Well anyway, I think i have resolved the issue and got the calibration right. 0.5db loss in my leads would be about right and that is what is showing now, they are after all cheapest crap leads from China, not high end leads you would use in a lab.
So anyway, popper calibration procedure.
Open: Open Load on S11 port.
Short: Short load on S11 port.
Load: 50 ohm load on S11 port.
Isolation: 50 ohm load on both S11 and S21 ports.
Through: Shortest high quality 50 ohm cable connecting S11 and S21 together.
Then save that. That is it, that should then give you fairly accurate, well as accurate as the NANO VNA is results. As you can see by the plot of a 40m bandpass filter above, it looks about what you would expect from a known design that has low insertion loss. A couple of dB, made up of the lead loss and the filter loss. This means my filter has about 1dB insertion loss. That is something I can live with.
Anyway, through no fault of my own, I broke the mini USB socket off the original NANO VNA i bought and tore the tracks off the board. Yeah not really happy with myself but it is what it is. So i bought another one, this time it seems to be one of the better clones, it even came with shielding and a battery. So anyway, i plan this time to ruggedise my NANO VNA and mount the whole think into an aluminium box, and have an panel mount USB port on the side that will take the abuse of me pulling and stretching and inserting a lead in and out on a regular basis. So i ordered one of these as well, yeah the new VNA came with USB type C not that stupid micro USB rubbish. Anyway, by the time i mount this in a box, i will never have to worry about breaking the damn socket off the board again.

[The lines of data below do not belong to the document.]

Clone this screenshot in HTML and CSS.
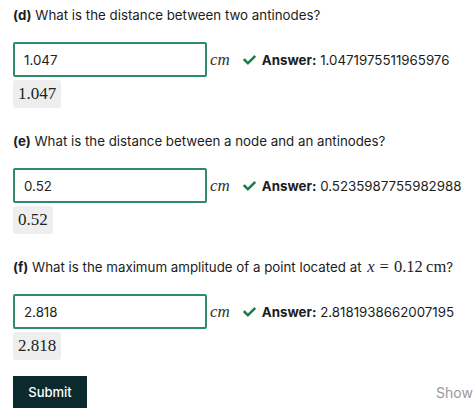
FILE: index.html
```html
<!DOCTYPE html>
<html>
<head>
<meta charset="utf-8">
<link rel="stylesheet" href="styles.css">
</head>
<body>
<div class="page">
  <section class="part part-first">
    <p class="question"><b>(d)</b> What is the distance between two antinodes?</p>
    <div class="row">
      <div class="input">1.047</div>
      <span class="unit">cm</span>
      <svg class="check" viewBox="0 0 512 400" width="13" height="10"><path d="M173.9 383.4l-166.4-166.4c-10-10-10-26.2 0-36.2l36.2-36.2c10-10 26.2-10 36.2 0L192 256.7 432.1 16.6c10-10 26.2-10 36.2 0l36.2 36.2c10 10 10 26.2 0 36.2l-294.4 294.4c-10 10-26.2 10-36.2 0z" fill="#1c7a4e"/></svg>
      <span class="answer"><b>Answer:</b> 1.0471975511965976</span>
    </div>
    <div class="preview">1.047</div>
  </section>
  <section class="part">
    <p class="question"><b>(e)</b> What is the distance between a node and an antinodes?</p>
    <div class="row">
      <div class="input">0.52</div>
      <span class="unit">cm</span>
      <svg class="check" viewBox="0 0 512 400" width="13" height="10"><path d="M173.9 383.4l-166.4-166.4c-10-10-10-26.2 0-36.2l36.2-36.2c10-10 26.2-10 36.2 0L192 256.7 432.1 16.6c10-10 26.2-10 36.2 0l36.2 36.2c10 10 10 26.2 0 36.2l-294.4 294.4c-10 10-26.2 10-36.2 0z" fill="#1c7a4e"/></svg>
      <span class="answer"><b>Answer:</b> 0.5235987755982988</span>
    </div>
    <div class="preview">0.52</div>
  </section>
  <section class="part">
    <p class="question"><b>(f)</b> What is the maximum amplitude of a point located at <span class="math"><i>x</i><span class="rel">=</span>0.12&#8201;cm</span>?</p>
    <div class="row">
      <div class="input">2.818</div>
      <span class="unit">cm</span>
      <svg class="check" viewBox="0 0 512 400" width="13" height="10"><path d="M173.9 383.4l-166.4-166.4c-10-10-10-26.2 0-36.2l36.2-36.2c10-10 26.2-10 36.2 0L192 256.7 432.1 16.6c10-10 26.2-10 36.2 0l36.2 36.2c10 10 10 26.2 0 36.2l-294.4 294.4c-10 10-26.2 10-36.2 0z" fill="#1c7a4e"/></svg>
      <span class="answer"><b>Answer:</b> 2.8181938662007195</span>
    </div>
    <div class="preview">2.818</div>
  </section>
  <div class="actions">
    <button class="submit">Submit</button>
    <span class="show">Show answer</span>
  </div>
</div>
</body>
</html>
```

FILE: styles.css
```css
html, body {
  margin: 0;
  padding: 0;
  background: #ffffff;
  overflow: hidden;
}
body {
  font-family: Inter, "Noto Sans", sans-serif;
  color: #1c1c1c;
  font-size: 13.3px;
}
.page {
  padding: 5px 0 0 13px;
  width: 520px;
}
.part {
  margin-top: 23px;
}
.part-first {
  margin-top: 0;
}
.question {
  margin: 0;
  line-height: 20px;
  height: 20px;
  font-size: 13.3px;
  white-space: nowrap;
}
.question b {
  font-weight: 700;
}
.math {
  font-family: "Liberation Serif", "DejaVu Serif", serif;
  font-size: 16.5px;
  margin-left: 2px;
}
.math .rel {
  margin: 0 5px;
}
.row {
  display: flex;
  align-items: center;
  margin-top: 17px;
  height: 35px;
}
.input {
  box-sizing: border-box;
  width: 194px;
  height: 35px;
  border: 2px solid #2f8a68;
  border-radius: 2px;
  padding: 0 9px;
  display: flex;
  align-items: center;
  font-size: 13.3px;
  color: #222;
}
.unit {
  font-family: "Liberation Serif", "DejaVu Serif", serif;
  font-style: italic;
  font-size: 17px;
  margin-left: 3px;
  color: #333;
}
.check {
  margin-left: 13px;
}
.answer {
  margin-left: 6px;
  font-size: 13.3px;
  white-space: nowrap;
}
.answer b {
  font-weight: 700;
}
.preview {
  display: inline-block;
  margin-top: 3px;
  background: #eeeeee;
  border-radius: 3px;
  padding: 0 5px;
  height: 28px;
  line-height: 28px;
  font-family: "Liberation Serif", "DejaVu Serif", serif;
  font-size: 17px;
  color: #222;
}
.actions {
  display: flex;
  align-items: center;
  gap: 349px;
  margin-top: 16px;
}
.submit {
  width: 74px;
  height: 32px;
  background: #0b2a2e;
  color: #fff;
  border: none;
  border-radius: 0;
  font-family: Inter, sans-serif;
  font-size: 13px;
  font-weight: 500;
  flex: none;
}
.show {
  color: #9a9a9a;
  font-size: 14px;
  white-space: nowrap;
}
```
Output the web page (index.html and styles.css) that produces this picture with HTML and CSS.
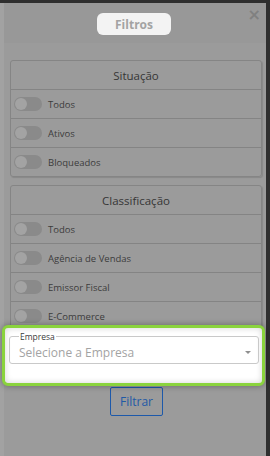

Did some dicking about with the VNA today and tested the rf coupler i built. Not sure how i interpret the data, but i have it LOL
The through port return loss. I figure what this means is from 1 to 100meg the through port has a quite flat frequency response.
Port Isolation. I figure what this means is i have a coupling factor of say -18db or near enough. I might have to rebuild it with some more turns, I was looking for at least 30.
I build this the other day also after making the new dummy loads. So much test gear so little time LOL.